Questions to Ask Any Energy Management Software Vendor
When you’re evaluating platforms, these questions cut through the marketing quickly:
- On dispatch precision: Can you hit a specified load shape — not just reduce load by a percentage, but deliver a defined aggregate output curve — reliably, across diverse device types?
- On customer experience: Does your platform manage the full customer lifecycle, from enrollment through retention, or do I need to stitch together separate systems?
- On integration: Which device types and brands do you support today, and what’s the process for adding new ones as my program evolves?
- On ownership: Who owns the customer relationship in your model — the utility, or you?
- On forecasting: Is demand forecasting native to the platform, or does it rely on external tools that don’t share data with my dispatch systems?

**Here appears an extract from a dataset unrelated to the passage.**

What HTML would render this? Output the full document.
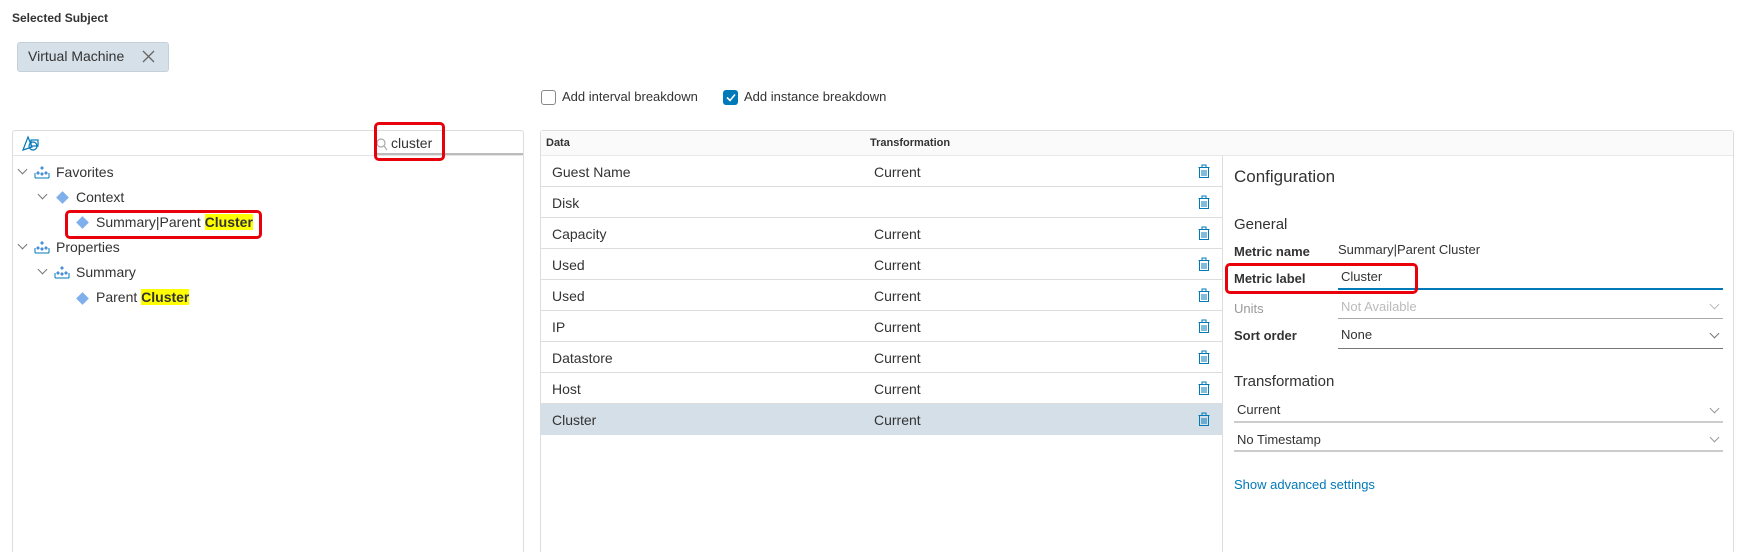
<!DOCTYPE html>
<html style="width:1741px;height:552px;overflow:hidden"><head><meta charset="utf-8"><style>
*{box-sizing:border-box;margin:0;padding:0}
body{width:1741px;height:552px;background:#fff;font-family:"Liberation Sans",sans-serif;color:#333;position:relative;overflow:hidden;font-size:14px}
.a{position:absolute;white-space:nowrap}
.b{font-weight:bold}
.red{position:absolute;border:3px solid #e8000b;border-radius:5px}
.row{position:absolute;left:541px;width:681px;height:31px;border-bottom:1px solid #ddd}
.row span{position:absolute;top:8px}
.trash{position:absolute;left:657px;top:8px}
.ul{position:absolute;height:1px;background:#aaa}
.chev{position:absolute;width:7px;height:7px;border-right:1.3px solid #777;border-bottom:1.3px solid #777;transform:rotate(45deg)}
.dia{position:absolute;width:9px;height:9px;background:#7fb0ec;transform:rotate(45deg)}
.hl{background:#ffff00;font-weight:bold}
</style></head><body>
<div class="a b" style="left:12px;top:11px;font-size:12px;color:#333">Selected Subject</div>
<div class="a" style="left:17px;top:42px;width:152px;height:30px;background:#d6e0e8;border:1px solid #c5d1da;border-radius:3px"></div>
<div class="a" style="left:28px;top:48px;font-size:14px">Virtual Machine</div>
<svg class="a" style="left:142px;top:50px" width="13" height="13"><path d="M1 1L12 12M12 1L1 12" stroke="#666" stroke-width="1.3"/></svg>

<div class="a" style="left:541px;top:90px;width:15px;height:15px;border:1px solid #888;border-radius:3px"></div>
<div class="a" style="left:562px;top:89px;font-size:13px">Add interval breakdown</div>
<div class="a" style="left:723px;top:90px;width:15px;height:15px;background:#0079b8;border-radius:3px"></div>
<svg class="a" style="left:726px;top:93px" width="10" height="9"><path d="M1 4.5L4 7.5L9 1.5" stroke="#fff" stroke-width="1.6" fill="none"/></svg>
<div class="a" style="left:744px;top:89px;font-size:13px">Add instance breakdown</div>

<!-- left panel -->
<div class="a" style="left:12px;top:130px;width:512px;height:422px;border:1px solid #ddd;border-bottom:none;border-radius:3px 3px 0 0"></div>
<div class="a" style="left:12px;top:155px;width:512px;height:1px;background:#e4e4e4"></div>
<svg class="a" style="left:22px;top:135px" width="18" height="17"><path d="M1 15L6 2L10 12Z" fill="none" stroke="#0079b8" stroke-width="1.2"/><circle cx="11" cy="11" r="4" fill="none" stroke="#0079b8" stroke-width="1.2"/><rect x="9" y="5" width="7" height="6" fill="none" stroke="#0079b8" stroke-width="1.2"/></svg>
<div class="ul" style="left:377px;top:153px;width:146px;height:2px;background:#bbb"></div>
<svg class="a" style="left:376px;top:138px" width="12" height="13"><circle cx="5" cy="5" r="4" fill="none" stroke="#aaa" stroke-width="1.2"/><path d="M8 8L11 12" stroke="#aaa" stroke-width="1.2"/></svg>
<div class="a" style="left:391px;top:135px;font-size:14px">cluster</div>
<div class="red" style="left:374px;top:122px;width:71px;height:39px"></div>

<div class="chev" style="left:19px;top:166px"></div>
<svg class="a" style="left:34px;top:165px" width="16" height="14"><path d="M1 13V8M15 13V8M1 13H15" stroke="#0079b8" fill="none"/><path d="M8 1l2 2-2 2-2-2zM4 6l2 2-2 2-2-2zM12 6l2 2-2 2-2-2zM8 7l2 2-2 2-2-2z" fill="#4a90d9"/></svg>
<div class="a" style="left:56px;top:164px">Favorites</div>
<div class="chev" style="left:39px;top:191px"></div>
<div class="dia" style="left:58px;top:193px"></div>
<div class="a" style="left:76px;top:189px">Context</div>
<div class="dia" style="left:78px;top:218px"></div>
<div class="a" style="left:96px;top:214px">Summary|Parent <span class="hl">Cluster</span></div>
<div class="red" style="left:65px;top:210px;width:197px;height:29px"></div>
<div class="chev" style="left:19px;top:241px"></div>
<svg class="a" style="left:34px;top:240px" width="16" height="14"><path d="M1 13V8M15 13V8M1 13H15" stroke="#0079b8" fill="none"/><path d="M8 1l2 2-2 2-2-2zM4 6l2 2-2 2-2-2zM12 6l2 2-2 2-2-2zM8 7l2 2-2 2-2-2z" fill="#4a90d9"/></svg>
<div class="a" style="left:56px;top:239px">Properties</div>
<div class="chev" style="left:39px;top:266px"></div>
<svg class="a" style="left:54px;top:265px" width="16" height="14"><path d="M1 13V8M15 13V8M1 13H15" stroke="#0079b8" fill="none"/><path d="M8 1l2 2-2 2-2-2zM4 6l2 2-2 2-2-2zM12 6l2 2-2 2-2-2zM8 7l2 2-2 2-2-2z" fill="#4a90d9"/></svg>
<div class="a" style="left:76px;top:264px">Summary</div>
<div class="dia" style="left:78px;top:294px"></div>
<div class="a" style="left:96px;top:289px">Parent <span class="hl">Cluster</span></div>

<!-- table -->
<div class="a" style="left:540px;top:130px;width:1194px;height:422px;border:1px solid #ddd;border-bottom:none;border-radius:3px 3px 0 0"></div>
<div class="a" style="left:541px;top:131px;width:1192px;height:25px;background:#fafafa;border-bottom:1px solid #e8e8e8"></div>
<div class="a b" style="left:546px;top:137px;font-size:11px">Data</div>
<div class="a b" style="left:870px;top:137px;font-size:11px">Transformation</div>
<div class="a" style="left:1222px;top:156px;width:1px;height:400px;background:#ddd"></div>

<div class="row" style="top:156px"><span style="left:11px">Guest Name</span><span style="left:333px">Current</span><svg class="trash" width="12" height="14"><path d="M0.5 3.5H11.5M4 3V1H8V3M1.5 4V13.5H10.5V4M4 6V12M6 6V12M8 6V12" stroke="#0079b8" fill="none"/></svg></div>
<div class="row" style="top:187px"><span style="left:11px">Disk</span><svg class="trash" width="12" height="14"><path d="M0.5 3.5H11.5M4 3V1H8V3M1.5 4V13.5H10.5V4M4 6V12M6 6V12M8 6V12" stroke="#0079b8" fill="none"/></svg></div>
<div class="row" style="top:218px"><span style="left:11px">Capacity</span><span style="left:333px">Current</span><svg class="trash" width="12" height="14"><path d="M0.5 3.5H11.5M4 3V1H8V3M1.5 4V13.5H10.5V4M4 6V12M6 6V12M8 6V12" stroke="#0079b8" fill="none"/></svg></div>
<div class="row" style="top:249px"><span style="left:11px">Used</span><span style="left:333px">Current</span><svg class="trash" width="12" height="14"><path d="M0.5 3.5H11.5M4 3V1H8V3M1.5 4V13.5H10.5V4M4 6V12M6 6V12M8 6V12" stroke="#0079b8" fill="none"/></svg></div>
<div class="row" style="top:280px"><span style="left:11px">Used</span><span style="left:333px">Current</span><svg class="trash" width="12" height="14"><path d="M0.5 3.5H11.5M4 3V1H8V3M1.5 4V13.5H10.5V4M4 6V12M6 6V12M8 6V12" stroke="#0079b8" fill="none"/></svg></div>
<div class="row" style="top:311px"><span style="left:11px">IP</span><span style="left:333px">Current</span><svg class="trash" width="12" height="14"><path d="M0.5 3.5H11.5M4 3V1H8V3M1.5 4V13.5H10.5V4M4 6V12M6 6V12M8 6V12" stroke="#0079b8" fill="none"/></svg></div>
<div class="row" style="top:342px"><span style="left:11px">Datastore</span><span style="left:333px">Current</span><svg class="trash" width="12" height="14"><path d="M0.5 3.5H11.5M4 3V1H8V3M1.5 4V13.5H10.5V4M4 6V12M6 6V12M8 6V12" stroke="#0079b8" fill="none"/></svg></div>
<div class="row" style="top:373px"><span style="left:11px">Host</span><span style="left:333px">Current</span><svg class="trash" width="12" height="14"><path d="M0.5 3.5H11.5M4 3V1H8V3M1.5 4V13.5H10.5V4M4 6V12M6 6V12M8 6V12" stroke="#0079b8" fill="none"/></svg></div>
<div class="row" style="top:404px;background:#d4dfe7;border-bottom:none"><span style="left:11px">Cluster</span><span style="left:333px">Current</span><svg class="trash" width="12" height="14"><path d="M0.5 3.5H11.5M4 3V1H8V3M1.5 4V13.5H10.5V4M4 6V12M6 6V12M8 6V12" stroke="#0079b8" fill="none"/></svg></div>

<!-- config -->
<div class="a" style="left:1234px;top:167px;font-size:17px">Configuration</div>
<div class="a" style="left:1234px;top:216px;font-size:15px">General</div>
<div class="a b" style="left:1234px;top:244px;font-size:13px">Metric name</div>
<div class="a" style="left:1338px;top:242px;font-size:13px">Summary|Parent Cluster</div>
<div class="a b" style="left:1234px;top:271px;font-size:13px">Metric label</div>
<div class="a" style="left:1341px;top:269px;font-size:13px">Cluster</div>
<div class="ul" style="left:1338px;top:288px;width:385px;height:2px;background:#0079b8"></div>
<div class="red" style="left:1225px;top:263px;width:193px;height:31px"></div>
<div class="a" style="left:1234px;top:301px;font-size:13px;color:#999">Units</div>
<div class="a" style="left:1341px;top:299px;font-size:13px;color:#bbb">Not Available</div>
<div class="ul" style="left:1338px;top:318px;width:385px"></div>
<div class="a b" style="left:1234px;top:328px;font-size:13px">Sort order</div>
<div class="a" style="left:1341px;top:327px;font-size:13px">None</div>
<div class="ul" style="left:1338px;top:348px;width:385px;background:#777"></div>
<div class="a" style="left:1234px;top:373px;font-size:15px">Transformation</div>
<div class="a" style="left:1237px;top:402px;font-size:13px">Current</div>
<div class="ul" style="left:1234px;top:421px;width:489px;height:2px;background:#ccc"></div>
<div class="a" style="left:1237px;top:432px;font-size:13px">No Timestamp</div>
<div class="ul" style="left:1234px;top:450px;width:489px;height:2px;background:#ccc"></div>
<div class="chev" style="left:1711px;top:301px;border-color:#bbb"></div>
<div class="chev" style="left:1711px;top:330px"></div>
<div class="chev" style="left:1711px;top:405px;border-color:#999"></div>
<div class="chev" style="left:1711px;top:434px;border-color:#999"></div>
<div class="a" style="left:1234px;top:477px;font-size:13px;color:#0079b8">Show advanced settings</div>
</body></html>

- On scalability: What does your architecture look like at 10,000 enrolled devices versus 500,000? Where have you deployed at scale?
The Bottom Line
Energy management and utility software is not a commodity purchase. The platforms that utilities choose in the next few years will shape what their demand flexibility programs can deliver — and whether they can meet the grid reliability and decarbonization commitments their customers and regulators expect.
The right platform reaches the grid edge, coordinates devices intelligently, keeps the utility in control of its customer relationships, integrates forecasting natively, and scales without losing precision. It treats demand response, VPPs, EV charging, and customer engagement as parts of one connected strategy, not separate products that happen to share a vendor.